• **Task statement**
Check every line of the entries for "code", and copy the lines that hold it.

• **Data records**
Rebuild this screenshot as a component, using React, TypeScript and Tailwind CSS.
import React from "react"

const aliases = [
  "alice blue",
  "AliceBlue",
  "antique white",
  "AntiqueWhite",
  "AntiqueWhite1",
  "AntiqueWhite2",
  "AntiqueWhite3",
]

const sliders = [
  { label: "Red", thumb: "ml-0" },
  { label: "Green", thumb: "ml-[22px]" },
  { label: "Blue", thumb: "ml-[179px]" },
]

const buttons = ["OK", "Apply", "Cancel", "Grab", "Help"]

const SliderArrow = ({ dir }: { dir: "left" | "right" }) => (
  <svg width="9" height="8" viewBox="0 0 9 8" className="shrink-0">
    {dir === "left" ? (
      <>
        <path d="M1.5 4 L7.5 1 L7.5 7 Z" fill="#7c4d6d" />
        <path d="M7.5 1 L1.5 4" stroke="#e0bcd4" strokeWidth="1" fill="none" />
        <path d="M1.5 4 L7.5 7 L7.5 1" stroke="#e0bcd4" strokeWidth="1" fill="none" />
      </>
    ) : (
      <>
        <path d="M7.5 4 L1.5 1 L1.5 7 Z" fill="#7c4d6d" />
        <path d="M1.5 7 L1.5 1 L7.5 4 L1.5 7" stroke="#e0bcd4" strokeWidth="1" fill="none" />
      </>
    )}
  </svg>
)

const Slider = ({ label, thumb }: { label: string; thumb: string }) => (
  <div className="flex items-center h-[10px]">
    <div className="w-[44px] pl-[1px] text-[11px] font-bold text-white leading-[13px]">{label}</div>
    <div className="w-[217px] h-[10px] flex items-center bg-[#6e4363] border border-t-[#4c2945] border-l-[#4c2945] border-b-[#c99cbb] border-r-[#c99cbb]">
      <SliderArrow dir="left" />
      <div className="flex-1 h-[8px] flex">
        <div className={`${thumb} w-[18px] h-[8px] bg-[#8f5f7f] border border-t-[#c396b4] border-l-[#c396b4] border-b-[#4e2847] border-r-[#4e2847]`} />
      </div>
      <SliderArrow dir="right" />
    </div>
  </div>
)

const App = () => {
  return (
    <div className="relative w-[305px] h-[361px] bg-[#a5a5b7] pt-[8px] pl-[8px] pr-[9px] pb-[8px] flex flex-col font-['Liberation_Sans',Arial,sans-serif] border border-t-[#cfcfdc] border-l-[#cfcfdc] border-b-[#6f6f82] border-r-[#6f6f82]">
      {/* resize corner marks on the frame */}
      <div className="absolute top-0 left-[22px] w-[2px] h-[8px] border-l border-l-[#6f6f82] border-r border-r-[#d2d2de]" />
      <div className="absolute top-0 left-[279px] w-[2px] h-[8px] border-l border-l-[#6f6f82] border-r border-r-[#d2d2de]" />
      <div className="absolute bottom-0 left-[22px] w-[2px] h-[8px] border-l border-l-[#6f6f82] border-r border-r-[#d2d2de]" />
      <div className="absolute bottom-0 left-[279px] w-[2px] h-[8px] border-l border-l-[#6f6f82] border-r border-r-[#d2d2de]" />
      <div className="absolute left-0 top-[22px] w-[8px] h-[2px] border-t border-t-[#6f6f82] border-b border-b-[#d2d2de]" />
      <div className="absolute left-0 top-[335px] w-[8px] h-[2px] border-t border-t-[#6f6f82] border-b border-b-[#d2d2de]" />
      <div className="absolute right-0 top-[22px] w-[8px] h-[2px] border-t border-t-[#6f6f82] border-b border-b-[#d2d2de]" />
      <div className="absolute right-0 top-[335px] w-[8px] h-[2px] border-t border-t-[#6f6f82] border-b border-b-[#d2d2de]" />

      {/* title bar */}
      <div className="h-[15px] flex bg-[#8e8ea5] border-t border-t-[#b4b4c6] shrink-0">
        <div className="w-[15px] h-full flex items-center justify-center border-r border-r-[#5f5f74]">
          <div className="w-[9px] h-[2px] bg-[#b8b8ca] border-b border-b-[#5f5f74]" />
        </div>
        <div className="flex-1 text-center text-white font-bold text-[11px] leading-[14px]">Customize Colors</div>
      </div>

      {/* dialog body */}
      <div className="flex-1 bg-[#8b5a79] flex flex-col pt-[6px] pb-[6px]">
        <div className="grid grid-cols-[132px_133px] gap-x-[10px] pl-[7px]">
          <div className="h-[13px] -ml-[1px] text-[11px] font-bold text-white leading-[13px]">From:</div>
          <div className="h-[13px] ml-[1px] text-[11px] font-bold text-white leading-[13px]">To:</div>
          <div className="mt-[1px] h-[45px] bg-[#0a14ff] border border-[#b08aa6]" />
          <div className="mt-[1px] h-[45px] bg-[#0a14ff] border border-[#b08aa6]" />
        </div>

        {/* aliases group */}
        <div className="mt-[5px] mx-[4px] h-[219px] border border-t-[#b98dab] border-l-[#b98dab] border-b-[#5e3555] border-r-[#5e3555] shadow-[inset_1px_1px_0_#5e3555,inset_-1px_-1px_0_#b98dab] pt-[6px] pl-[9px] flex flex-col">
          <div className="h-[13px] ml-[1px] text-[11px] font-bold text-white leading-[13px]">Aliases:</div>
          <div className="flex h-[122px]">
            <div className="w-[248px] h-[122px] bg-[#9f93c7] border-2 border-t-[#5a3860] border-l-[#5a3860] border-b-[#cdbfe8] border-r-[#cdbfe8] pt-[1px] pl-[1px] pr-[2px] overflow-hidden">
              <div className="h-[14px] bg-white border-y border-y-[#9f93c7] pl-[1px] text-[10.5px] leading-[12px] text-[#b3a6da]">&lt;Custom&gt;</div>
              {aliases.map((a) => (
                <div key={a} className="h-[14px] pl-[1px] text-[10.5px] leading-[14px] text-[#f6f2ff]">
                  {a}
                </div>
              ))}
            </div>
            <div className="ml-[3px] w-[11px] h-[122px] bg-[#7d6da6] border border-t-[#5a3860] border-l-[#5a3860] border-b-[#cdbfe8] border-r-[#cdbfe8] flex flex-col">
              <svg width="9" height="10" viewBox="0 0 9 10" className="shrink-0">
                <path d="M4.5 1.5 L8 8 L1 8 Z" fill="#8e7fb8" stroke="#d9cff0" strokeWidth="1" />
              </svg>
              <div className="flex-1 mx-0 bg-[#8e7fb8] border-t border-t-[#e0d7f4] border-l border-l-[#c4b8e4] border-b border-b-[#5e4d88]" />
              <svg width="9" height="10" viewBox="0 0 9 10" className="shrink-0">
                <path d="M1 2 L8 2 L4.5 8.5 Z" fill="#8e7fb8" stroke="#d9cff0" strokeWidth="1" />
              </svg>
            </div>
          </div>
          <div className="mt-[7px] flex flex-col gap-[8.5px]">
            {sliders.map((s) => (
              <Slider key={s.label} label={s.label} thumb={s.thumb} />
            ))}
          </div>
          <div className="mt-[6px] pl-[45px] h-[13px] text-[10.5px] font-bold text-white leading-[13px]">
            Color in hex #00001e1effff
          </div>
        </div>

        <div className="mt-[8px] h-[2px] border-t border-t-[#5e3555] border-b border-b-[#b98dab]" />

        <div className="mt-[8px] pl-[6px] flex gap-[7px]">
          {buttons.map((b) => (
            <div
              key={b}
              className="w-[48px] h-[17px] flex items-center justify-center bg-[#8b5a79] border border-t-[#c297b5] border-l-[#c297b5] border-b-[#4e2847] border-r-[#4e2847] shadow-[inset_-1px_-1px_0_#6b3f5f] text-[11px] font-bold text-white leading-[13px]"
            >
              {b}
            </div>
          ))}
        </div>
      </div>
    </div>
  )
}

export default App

--

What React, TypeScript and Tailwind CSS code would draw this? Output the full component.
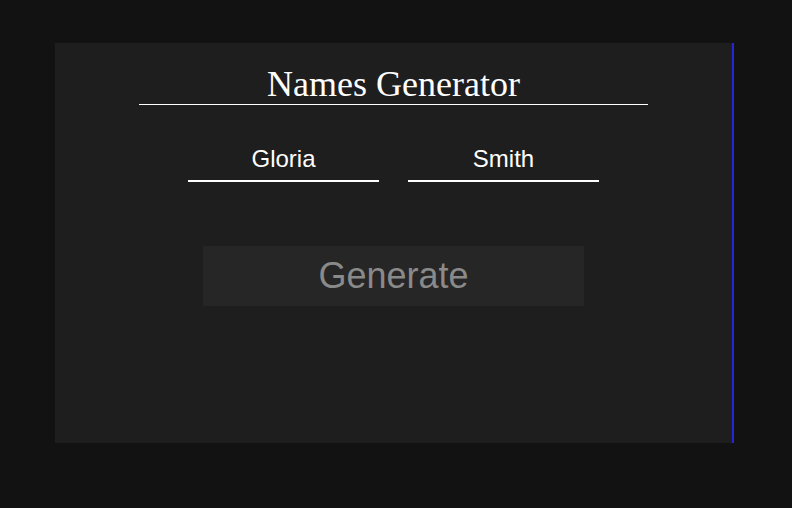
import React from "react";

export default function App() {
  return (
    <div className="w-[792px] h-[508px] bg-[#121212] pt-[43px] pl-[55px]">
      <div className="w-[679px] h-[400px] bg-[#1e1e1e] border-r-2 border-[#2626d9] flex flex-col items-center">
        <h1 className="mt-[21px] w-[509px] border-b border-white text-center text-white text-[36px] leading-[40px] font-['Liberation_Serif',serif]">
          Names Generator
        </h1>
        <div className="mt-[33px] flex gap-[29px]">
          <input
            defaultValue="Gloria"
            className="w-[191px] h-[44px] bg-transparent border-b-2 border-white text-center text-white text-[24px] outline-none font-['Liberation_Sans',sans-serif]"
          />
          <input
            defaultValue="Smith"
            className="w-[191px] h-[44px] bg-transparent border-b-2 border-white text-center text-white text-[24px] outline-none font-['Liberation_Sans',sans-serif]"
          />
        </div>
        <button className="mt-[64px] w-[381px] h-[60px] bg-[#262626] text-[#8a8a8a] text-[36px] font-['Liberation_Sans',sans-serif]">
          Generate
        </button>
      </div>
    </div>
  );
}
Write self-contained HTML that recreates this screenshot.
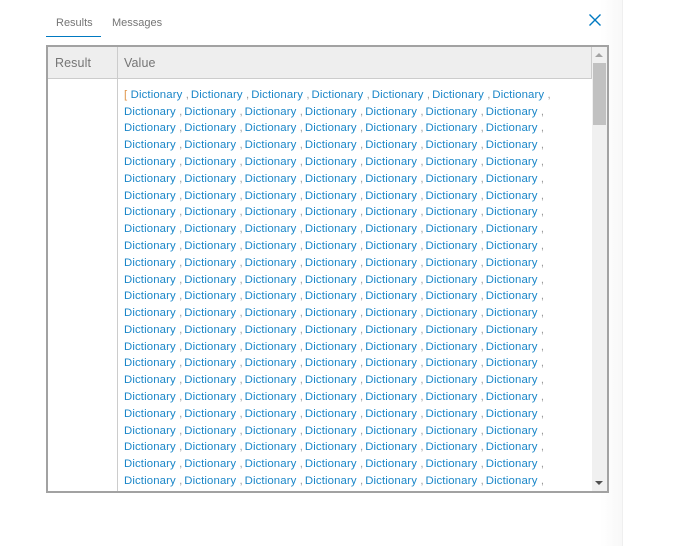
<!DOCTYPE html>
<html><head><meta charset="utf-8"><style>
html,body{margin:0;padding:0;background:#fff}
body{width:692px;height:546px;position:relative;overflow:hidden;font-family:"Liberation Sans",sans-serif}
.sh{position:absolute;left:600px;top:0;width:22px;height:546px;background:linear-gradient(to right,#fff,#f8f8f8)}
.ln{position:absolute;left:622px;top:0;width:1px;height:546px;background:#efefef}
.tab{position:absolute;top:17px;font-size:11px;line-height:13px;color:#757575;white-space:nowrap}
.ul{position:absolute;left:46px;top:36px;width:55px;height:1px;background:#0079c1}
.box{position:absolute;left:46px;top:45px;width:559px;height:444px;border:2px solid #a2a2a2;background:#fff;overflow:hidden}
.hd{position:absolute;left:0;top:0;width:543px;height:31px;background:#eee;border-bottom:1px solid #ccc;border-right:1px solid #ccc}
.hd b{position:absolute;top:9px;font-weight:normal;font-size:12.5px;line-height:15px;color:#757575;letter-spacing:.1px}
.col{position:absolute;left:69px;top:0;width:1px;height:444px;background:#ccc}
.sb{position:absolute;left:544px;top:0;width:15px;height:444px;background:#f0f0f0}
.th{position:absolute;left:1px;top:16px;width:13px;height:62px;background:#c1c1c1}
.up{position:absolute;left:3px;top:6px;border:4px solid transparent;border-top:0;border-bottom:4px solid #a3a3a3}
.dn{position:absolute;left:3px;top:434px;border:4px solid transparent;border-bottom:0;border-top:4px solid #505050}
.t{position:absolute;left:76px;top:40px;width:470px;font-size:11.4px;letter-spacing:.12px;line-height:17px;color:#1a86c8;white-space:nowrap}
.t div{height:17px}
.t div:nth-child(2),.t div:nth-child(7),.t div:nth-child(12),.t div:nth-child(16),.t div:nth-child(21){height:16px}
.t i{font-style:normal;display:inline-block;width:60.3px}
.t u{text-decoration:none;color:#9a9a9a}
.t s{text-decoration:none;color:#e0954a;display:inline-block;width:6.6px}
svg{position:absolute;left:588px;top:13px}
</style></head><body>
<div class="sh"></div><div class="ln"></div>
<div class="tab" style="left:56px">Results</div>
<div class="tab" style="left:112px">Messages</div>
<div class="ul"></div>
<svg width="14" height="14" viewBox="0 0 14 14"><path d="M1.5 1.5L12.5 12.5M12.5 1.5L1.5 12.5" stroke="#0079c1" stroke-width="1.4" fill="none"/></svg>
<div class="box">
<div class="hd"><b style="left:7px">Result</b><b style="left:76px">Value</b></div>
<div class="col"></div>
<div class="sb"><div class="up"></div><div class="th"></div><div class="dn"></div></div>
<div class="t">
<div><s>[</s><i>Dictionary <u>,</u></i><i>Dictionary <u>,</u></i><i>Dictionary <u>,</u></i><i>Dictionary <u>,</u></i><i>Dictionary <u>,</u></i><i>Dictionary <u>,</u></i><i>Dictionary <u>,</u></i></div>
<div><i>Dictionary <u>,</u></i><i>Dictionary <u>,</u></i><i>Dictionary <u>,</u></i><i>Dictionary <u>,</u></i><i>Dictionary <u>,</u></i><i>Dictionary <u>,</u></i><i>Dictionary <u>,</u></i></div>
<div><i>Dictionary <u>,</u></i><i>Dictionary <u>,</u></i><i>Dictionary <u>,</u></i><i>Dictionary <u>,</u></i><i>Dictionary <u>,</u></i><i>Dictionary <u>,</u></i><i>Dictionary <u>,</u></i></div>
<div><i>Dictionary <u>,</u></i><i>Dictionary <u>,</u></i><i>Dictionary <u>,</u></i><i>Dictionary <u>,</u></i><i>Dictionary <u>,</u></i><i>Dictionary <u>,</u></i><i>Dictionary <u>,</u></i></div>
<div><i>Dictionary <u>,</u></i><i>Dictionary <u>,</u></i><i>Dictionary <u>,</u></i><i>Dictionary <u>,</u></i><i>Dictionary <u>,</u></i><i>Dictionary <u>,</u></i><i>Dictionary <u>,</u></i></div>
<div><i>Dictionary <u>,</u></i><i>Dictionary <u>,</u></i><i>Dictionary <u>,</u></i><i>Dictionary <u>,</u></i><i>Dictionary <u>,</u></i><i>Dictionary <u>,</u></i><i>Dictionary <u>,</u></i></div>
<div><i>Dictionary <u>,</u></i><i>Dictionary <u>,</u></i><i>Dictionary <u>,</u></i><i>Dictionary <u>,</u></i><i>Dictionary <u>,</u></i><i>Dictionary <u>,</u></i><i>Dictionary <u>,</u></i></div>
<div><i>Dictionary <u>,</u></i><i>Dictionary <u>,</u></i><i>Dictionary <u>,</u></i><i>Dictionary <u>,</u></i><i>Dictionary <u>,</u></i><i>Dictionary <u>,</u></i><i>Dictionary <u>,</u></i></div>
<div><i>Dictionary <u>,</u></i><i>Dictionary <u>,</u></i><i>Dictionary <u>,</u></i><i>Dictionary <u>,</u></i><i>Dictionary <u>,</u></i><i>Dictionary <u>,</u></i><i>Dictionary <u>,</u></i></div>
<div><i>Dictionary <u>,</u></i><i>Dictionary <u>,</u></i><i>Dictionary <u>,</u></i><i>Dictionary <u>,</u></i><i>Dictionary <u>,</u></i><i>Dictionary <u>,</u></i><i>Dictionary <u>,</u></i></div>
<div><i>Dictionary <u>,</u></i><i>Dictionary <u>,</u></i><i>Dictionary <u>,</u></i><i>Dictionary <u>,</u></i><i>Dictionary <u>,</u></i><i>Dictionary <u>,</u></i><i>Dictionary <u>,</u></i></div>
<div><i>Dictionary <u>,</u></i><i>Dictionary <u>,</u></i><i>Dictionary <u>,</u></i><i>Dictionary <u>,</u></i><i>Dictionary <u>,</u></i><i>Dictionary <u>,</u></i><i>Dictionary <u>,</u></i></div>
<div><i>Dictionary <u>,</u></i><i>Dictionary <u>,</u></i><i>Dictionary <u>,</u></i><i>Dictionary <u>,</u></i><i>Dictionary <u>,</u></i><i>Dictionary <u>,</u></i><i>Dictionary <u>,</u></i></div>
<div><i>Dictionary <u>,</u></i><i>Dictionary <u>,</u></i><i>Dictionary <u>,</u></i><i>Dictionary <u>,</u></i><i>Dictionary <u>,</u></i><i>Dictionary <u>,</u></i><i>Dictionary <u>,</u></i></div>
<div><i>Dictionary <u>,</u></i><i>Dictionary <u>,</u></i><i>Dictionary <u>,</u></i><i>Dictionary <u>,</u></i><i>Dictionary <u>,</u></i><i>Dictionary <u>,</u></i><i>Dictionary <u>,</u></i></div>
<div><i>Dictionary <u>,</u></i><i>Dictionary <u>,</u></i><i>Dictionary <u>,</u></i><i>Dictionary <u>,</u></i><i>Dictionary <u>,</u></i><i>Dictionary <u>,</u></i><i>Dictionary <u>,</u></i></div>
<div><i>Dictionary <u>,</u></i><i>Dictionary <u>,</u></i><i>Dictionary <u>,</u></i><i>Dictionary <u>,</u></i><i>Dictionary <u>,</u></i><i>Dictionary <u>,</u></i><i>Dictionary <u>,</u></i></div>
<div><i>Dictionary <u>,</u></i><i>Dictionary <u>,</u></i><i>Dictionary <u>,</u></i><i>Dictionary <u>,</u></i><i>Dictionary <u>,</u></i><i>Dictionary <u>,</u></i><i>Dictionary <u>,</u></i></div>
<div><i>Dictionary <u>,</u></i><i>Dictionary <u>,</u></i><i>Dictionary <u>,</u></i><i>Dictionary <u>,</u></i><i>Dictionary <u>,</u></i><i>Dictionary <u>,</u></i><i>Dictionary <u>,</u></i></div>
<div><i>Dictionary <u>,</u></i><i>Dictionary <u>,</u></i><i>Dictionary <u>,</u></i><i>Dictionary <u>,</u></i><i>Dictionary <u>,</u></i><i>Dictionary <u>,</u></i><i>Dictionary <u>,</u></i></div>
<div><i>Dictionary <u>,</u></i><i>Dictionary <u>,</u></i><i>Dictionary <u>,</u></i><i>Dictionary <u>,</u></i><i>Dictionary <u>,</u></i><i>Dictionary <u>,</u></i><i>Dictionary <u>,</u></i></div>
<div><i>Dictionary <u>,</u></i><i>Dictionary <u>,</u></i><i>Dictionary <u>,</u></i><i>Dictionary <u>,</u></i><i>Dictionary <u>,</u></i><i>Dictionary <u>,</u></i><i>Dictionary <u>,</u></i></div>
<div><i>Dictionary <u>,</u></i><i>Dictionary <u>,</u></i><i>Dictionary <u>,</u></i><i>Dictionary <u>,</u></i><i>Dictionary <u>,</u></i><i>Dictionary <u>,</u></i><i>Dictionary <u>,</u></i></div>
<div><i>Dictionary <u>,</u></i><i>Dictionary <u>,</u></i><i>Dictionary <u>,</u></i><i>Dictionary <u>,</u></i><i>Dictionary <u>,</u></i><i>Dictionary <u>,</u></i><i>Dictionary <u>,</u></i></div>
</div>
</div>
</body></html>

---

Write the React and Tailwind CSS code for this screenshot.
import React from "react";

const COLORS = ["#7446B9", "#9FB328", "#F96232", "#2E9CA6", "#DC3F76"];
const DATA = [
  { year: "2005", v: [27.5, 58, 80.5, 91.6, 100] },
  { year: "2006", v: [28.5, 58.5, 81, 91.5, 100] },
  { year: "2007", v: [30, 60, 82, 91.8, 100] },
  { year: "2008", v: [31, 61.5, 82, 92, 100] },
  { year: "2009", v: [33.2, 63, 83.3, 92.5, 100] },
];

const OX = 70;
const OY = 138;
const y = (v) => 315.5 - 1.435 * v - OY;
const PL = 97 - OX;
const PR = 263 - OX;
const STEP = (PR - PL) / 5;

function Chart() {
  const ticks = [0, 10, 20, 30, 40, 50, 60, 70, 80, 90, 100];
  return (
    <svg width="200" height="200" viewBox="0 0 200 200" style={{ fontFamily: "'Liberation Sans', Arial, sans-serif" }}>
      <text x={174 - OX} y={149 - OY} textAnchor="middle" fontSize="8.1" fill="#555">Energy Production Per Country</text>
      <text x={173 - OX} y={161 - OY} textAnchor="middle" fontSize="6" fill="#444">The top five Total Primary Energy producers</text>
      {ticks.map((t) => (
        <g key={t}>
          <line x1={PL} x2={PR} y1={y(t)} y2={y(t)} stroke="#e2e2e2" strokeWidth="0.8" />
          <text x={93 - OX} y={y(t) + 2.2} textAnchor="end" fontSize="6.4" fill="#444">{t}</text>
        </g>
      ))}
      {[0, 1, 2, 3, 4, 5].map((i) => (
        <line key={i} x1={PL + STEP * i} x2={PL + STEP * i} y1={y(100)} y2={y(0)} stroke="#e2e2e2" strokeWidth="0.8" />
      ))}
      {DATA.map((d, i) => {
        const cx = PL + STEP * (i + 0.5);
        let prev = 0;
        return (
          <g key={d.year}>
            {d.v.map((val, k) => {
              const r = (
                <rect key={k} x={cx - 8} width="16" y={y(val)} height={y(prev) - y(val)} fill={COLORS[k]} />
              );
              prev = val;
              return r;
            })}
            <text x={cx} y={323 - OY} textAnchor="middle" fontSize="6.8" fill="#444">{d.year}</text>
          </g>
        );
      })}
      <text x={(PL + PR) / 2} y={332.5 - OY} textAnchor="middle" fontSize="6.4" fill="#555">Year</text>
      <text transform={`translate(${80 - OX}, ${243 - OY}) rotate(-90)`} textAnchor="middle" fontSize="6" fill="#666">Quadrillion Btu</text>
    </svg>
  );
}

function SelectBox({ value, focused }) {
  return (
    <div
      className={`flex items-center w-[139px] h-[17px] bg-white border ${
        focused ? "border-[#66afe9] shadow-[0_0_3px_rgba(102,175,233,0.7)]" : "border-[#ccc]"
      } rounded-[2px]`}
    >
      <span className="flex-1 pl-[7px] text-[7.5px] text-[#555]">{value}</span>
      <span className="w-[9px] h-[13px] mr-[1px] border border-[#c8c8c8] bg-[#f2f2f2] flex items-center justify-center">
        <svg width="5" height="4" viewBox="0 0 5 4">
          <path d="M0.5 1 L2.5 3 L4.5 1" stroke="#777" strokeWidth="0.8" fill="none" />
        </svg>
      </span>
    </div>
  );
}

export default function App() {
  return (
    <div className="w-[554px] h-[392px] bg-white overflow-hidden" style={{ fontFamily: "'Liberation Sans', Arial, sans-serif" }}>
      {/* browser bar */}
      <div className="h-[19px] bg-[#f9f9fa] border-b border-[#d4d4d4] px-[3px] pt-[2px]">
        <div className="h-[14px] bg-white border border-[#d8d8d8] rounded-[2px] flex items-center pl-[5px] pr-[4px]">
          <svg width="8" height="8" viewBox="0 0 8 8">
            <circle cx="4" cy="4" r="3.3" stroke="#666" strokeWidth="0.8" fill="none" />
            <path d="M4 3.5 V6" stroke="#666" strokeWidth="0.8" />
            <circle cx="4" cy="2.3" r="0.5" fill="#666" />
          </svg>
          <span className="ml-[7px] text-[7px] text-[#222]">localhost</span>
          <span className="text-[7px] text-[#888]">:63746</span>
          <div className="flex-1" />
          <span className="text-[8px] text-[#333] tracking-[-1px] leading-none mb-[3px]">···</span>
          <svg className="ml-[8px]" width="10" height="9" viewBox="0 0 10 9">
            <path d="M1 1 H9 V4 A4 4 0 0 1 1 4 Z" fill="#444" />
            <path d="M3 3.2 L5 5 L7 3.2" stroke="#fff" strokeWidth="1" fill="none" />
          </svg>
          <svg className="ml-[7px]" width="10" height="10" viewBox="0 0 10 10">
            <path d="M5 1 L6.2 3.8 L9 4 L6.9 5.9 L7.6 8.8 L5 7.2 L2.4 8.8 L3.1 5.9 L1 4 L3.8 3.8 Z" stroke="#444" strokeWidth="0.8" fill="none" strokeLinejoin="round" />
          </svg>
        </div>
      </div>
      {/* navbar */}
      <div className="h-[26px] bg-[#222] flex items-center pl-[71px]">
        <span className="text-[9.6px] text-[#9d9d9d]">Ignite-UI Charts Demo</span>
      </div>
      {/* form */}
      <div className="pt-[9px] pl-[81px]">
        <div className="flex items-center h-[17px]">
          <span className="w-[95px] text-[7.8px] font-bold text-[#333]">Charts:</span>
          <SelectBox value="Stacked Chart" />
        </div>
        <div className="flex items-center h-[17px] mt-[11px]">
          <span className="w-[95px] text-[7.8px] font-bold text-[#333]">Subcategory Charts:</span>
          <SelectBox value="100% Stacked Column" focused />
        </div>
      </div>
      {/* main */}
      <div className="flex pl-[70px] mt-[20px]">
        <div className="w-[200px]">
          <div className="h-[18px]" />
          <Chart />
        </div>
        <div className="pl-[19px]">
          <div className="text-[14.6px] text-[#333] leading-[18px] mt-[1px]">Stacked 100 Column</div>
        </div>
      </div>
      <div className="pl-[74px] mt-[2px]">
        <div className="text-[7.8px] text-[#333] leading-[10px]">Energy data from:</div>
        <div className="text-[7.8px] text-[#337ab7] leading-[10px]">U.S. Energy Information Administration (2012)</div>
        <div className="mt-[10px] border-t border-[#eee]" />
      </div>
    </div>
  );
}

• **Solution below**
What React, TypeScript and Tailwind CSS code would draw this? Output the full component.
Write the React and Tailwind CSS code for this screenshot.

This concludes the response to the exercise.